- [Exercise prompt]: Below is a listing to transcribe in full and exactly; keep the pictures out.

- [Data rows]:
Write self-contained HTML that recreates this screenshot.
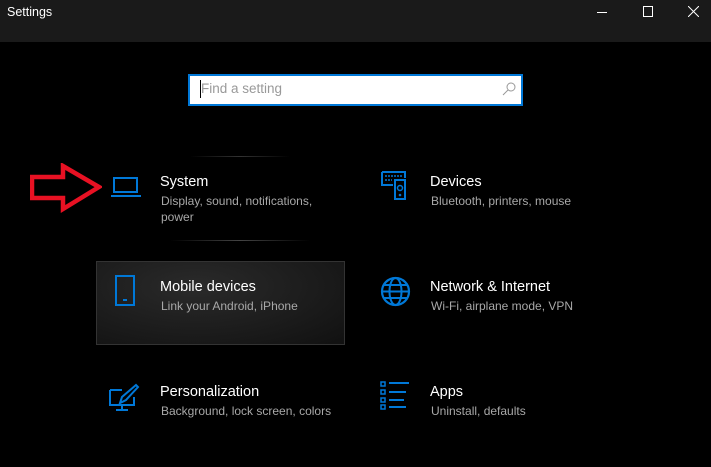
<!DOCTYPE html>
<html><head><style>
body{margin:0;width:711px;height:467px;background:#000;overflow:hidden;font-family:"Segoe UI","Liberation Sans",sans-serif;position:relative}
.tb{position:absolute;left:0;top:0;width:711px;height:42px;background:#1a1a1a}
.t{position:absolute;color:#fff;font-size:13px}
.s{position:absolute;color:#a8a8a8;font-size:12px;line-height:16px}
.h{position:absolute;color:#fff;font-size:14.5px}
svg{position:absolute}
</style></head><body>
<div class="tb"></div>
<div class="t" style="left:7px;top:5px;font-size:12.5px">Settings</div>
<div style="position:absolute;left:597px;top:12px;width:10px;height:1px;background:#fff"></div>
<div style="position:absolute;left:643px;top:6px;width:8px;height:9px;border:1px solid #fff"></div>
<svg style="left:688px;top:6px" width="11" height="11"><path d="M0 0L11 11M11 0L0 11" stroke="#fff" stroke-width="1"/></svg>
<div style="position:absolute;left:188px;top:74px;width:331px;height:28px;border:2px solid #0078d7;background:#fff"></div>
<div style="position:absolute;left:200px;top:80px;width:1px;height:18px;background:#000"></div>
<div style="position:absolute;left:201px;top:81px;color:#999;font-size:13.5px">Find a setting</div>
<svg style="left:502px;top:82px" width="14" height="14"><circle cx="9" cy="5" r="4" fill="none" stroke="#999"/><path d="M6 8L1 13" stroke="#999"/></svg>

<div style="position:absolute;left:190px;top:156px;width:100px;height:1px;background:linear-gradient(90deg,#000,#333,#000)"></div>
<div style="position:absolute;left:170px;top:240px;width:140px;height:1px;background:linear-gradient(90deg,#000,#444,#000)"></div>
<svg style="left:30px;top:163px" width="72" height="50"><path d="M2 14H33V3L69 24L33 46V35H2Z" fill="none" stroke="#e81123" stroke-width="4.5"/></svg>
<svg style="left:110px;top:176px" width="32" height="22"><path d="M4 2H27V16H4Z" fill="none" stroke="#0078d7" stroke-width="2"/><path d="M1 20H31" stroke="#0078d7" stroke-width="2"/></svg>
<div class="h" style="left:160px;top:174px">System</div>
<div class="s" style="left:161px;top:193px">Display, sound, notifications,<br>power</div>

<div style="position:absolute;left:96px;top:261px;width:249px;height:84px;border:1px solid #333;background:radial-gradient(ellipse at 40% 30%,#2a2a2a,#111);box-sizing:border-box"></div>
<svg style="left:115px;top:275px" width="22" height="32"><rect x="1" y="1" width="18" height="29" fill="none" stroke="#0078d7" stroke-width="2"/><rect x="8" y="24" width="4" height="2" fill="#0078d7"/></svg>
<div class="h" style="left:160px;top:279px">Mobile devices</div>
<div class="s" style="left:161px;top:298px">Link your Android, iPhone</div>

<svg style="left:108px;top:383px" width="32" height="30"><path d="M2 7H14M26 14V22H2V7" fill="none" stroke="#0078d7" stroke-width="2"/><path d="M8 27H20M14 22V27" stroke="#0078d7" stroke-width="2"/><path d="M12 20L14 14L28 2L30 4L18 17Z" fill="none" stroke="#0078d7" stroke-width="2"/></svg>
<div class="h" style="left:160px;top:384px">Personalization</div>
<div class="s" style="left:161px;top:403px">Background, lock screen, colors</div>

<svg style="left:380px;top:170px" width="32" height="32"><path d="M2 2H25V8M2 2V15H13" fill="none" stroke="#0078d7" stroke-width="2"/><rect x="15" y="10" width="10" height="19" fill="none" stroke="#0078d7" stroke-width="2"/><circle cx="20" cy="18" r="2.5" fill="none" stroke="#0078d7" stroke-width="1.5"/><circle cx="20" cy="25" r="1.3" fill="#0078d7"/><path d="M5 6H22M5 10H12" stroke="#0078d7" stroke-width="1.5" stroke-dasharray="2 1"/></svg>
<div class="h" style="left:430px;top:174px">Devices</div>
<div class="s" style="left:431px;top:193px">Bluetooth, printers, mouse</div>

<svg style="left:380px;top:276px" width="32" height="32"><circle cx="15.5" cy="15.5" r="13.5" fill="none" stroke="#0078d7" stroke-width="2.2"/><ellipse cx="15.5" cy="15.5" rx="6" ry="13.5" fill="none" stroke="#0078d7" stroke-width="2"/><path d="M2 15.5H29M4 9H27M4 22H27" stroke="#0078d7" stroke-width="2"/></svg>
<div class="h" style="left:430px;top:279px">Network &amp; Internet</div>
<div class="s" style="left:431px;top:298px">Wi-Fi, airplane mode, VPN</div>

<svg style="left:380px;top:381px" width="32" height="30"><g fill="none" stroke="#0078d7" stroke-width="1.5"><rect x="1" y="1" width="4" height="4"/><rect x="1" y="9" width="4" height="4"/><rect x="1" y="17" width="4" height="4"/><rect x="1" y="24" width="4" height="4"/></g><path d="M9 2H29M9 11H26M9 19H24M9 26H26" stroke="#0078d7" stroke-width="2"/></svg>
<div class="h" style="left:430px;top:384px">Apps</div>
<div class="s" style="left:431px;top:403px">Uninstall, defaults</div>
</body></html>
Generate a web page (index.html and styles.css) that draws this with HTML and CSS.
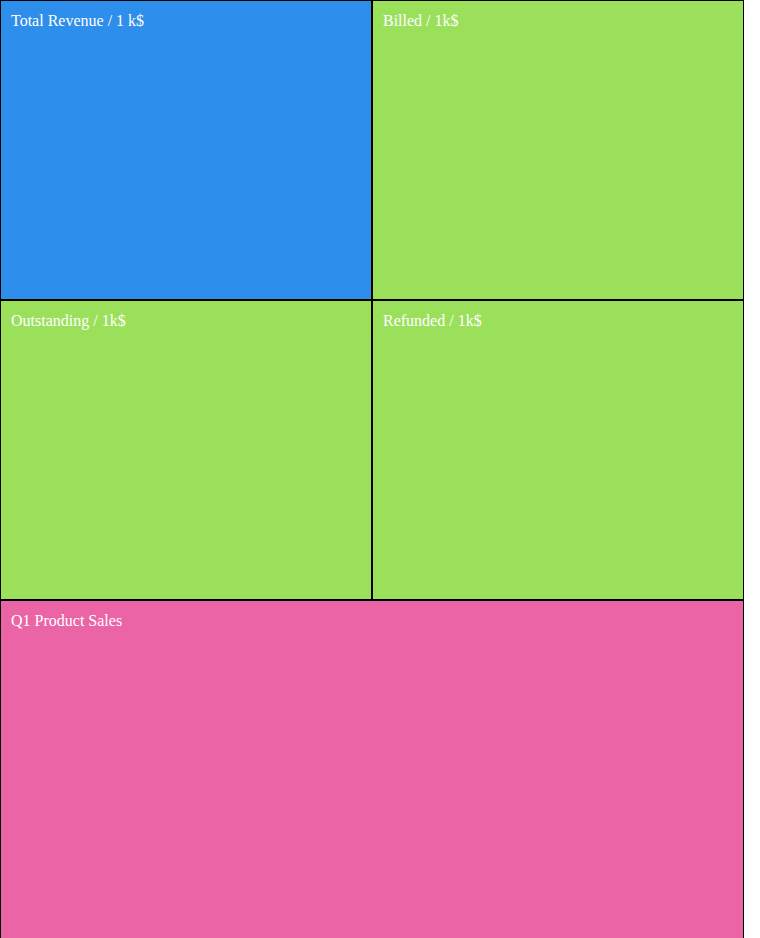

- [Task result]:
Write self-contained HTML that recreates this screenshot.
<!DOCTYPE html>
<html><head><style>
body{margin:0;width:711px;height:467px;background:#000;overflow:hidden;font-family:"Segoe UI","Liberation Sans",sans-serif;position:relative}
.tb{position:absolute;left:0;top:0;width:711px;height:42px;background:#1a1a1a}
.t{position:absolute;color:#fff;font-size:13px}
.s{position:absolute;color:#a8a8a8;font-size:12px;line-height:16px}
.h{position:absolute;color:#fff;font-size:14.5px}
svg{position:absolute}
</style></head><body>
<div class="tb"></div>
<div class="t" style="left:7px;top:5px;font-size:12.5px">Settings</div>
<div style="position:absolute;left:597px;top:12px;width:10px;height:1px;background:#fff"></div>
<div style="position:absolute;left:643px;top:6px;width:8px;height:9px;border:1px solid #fff"></div>
<svg style="left:688px;top:6px" width="11" height="11"><path d="M0 0L11 11M11 0L0 11" stroke="#fff" stroke-width="1"/></svg>
<div style="position:absolute;left:188px;top:74px;width:331px;height:28px;border:2px solid #0078d7;background:#fff"></div>
<div style="position:absolute;left:200px;top:80px;width:1px;height:18px;background:#000"></div>
<div style="position:absolute;left:201px;top:81px;color:#999;font-size:13.5px">Find a setting</div>
<svg style="left:502px;top:82px" width="14" height="14"><circle cx="9" cy="5" r="4" fill="none" stroke="#999"/><path d="M6 8L1 13" stroke="#999"/></svg>

<div style="position:absolute;left:190px;top:156px;width:100px;height:1px;background:linear-gradient(90deg,#000,#333,#000)"></div>
<div style="position:absolute;left:170px;top:240px;width:140px;height:1px;background:linear-gradient(90deg,#000,#444,#000)"></div>
<svg style="left:30px;top:163px" width="72" height="50"><path d="M2 14H33V3L69 24L33 46V35H2Z" fill="none" stroke="#e81123" stroke-width="4.5"/></svg>
<svg style="left:110px;top:176px" width="32" height="22"><path d="M4 2H27V16H4Z" fill="none" stroke="#0078d7" stroke-width="2"/><path d="M1 20H31" stroke="#0078d7" stroke-width="2"/></svg>
<div class="h" style="left:160px;top:174px">System</div>
<div class="s" style="left:161px;top:193px">Display, sound, notifications,<br>power</div>

<div style="position:absolute;left:96px;top:261px;width:249px;height:84px;border:1px solid #333;background:radial-gradient(ellipse at 40% 30%,#2a2a2a,#111);box-sizing:border-box"></div>
<svg style="left:115px;top:275px" width="22" height="32"><rect x="1" y="1" width="18" height="29" fill="none" stroke="#0078d7" stroke-width="2"/><rect x="8" y="24" width="4" height="2" fill="#0078d7"/></svg>
<div class="h" style="left:160px;top:279px">Mobile devices</div>
<div class="s" style="left:161px;top:298px">Link your Android, iPhone</div>

<svg style="left:108px;top:383px" width="32" height="30"><path d="M2 7H14M26 14V22H2V7" fill="none" stroke="#0078d7" stroke-width="2"/><path d="M8 27H20M14 22V27" stroke="#0078d7" stroke-width="2"/><path d="M12 20L14 14L28 2L30 4L18 17Z" fill="none" stroke="#0078d7" stroke-width="2"/></svg>
<div class="h" style="left:160px;top:384px">Personalization</div>
<div class="s" style="left:161px;top:403px">Background, lock screen, colors</div>

<svg style="left:380px;top:170px" width="32" height="32"><path d="M2 2H25V8M2 2V15H13" fill="none" stroke="#0078d7" stroke-width="2"/><rect x="15" y="10" width="10" height="19" fill="none" stroke="#0078d7" stroke-width="2"/><circle cx="20" cy="18" r="2.5" fill="none" stroke="#0078d7" stroke-width="1.5"/><circle cx="20" cy="25" r="1.3" fill="#0078d7"/><path d="M5 6H22M5 10H12" stroke="#0078d7" stroke-width="1.5" stroke-dasharray="2 1"/></svg>
<div class="h" style="left:430px;top:174px">Devices</div>
<div class="s" style="left:431px;top:193px">Bluetooth, printers, mouse</div>

<svg style="left:380px;top:276px" width="32" height="32"><circle cx="15.5" cy="15.5" r="13.5" fill="none" stroke="#0078d7" stroke-width="2.2"/><ellipse cx="15.5" cy="15.5" rx="6" ry="13.5" fill="none" stroke="#0078d7" stroke-width="2"/><path d="M2 15.5H29M4 9H27M4 22H27" stroke="#0078d7" stroke-width="2"/></svg>
<div class="h" style="left:430px;top:279px">Network &amp; Internet</div>
<div class="s" style="left:431px;top:298px">Wi-Fi, airplane mode, VPN</div>

<svg style="left:380px;top:381px" width="32" height="30"><g fill="none" stroke="#0078d7" stroke-width="1.5"><rect x="1" y="1" width="4" height="4"/><rect x="1" y="9" width="4" height="4"/><rect x="1" y="17" width="4" height="4"/><rect x="1" y="24" width="4" height="4"/></g><path d="M9 2H29M9 11H26M9 19H24M9 26H26" stroke="#0078d7" stroke-width="2"/></svg>
<div class="h" style="left:430px;top:384px">Apps</div>
<div class="s" style="left:431px;top:403px">Uninstall, defaults</div>
</body></html>
Generate a web page (index.html and styles.css) that draws this with HTML and CSS.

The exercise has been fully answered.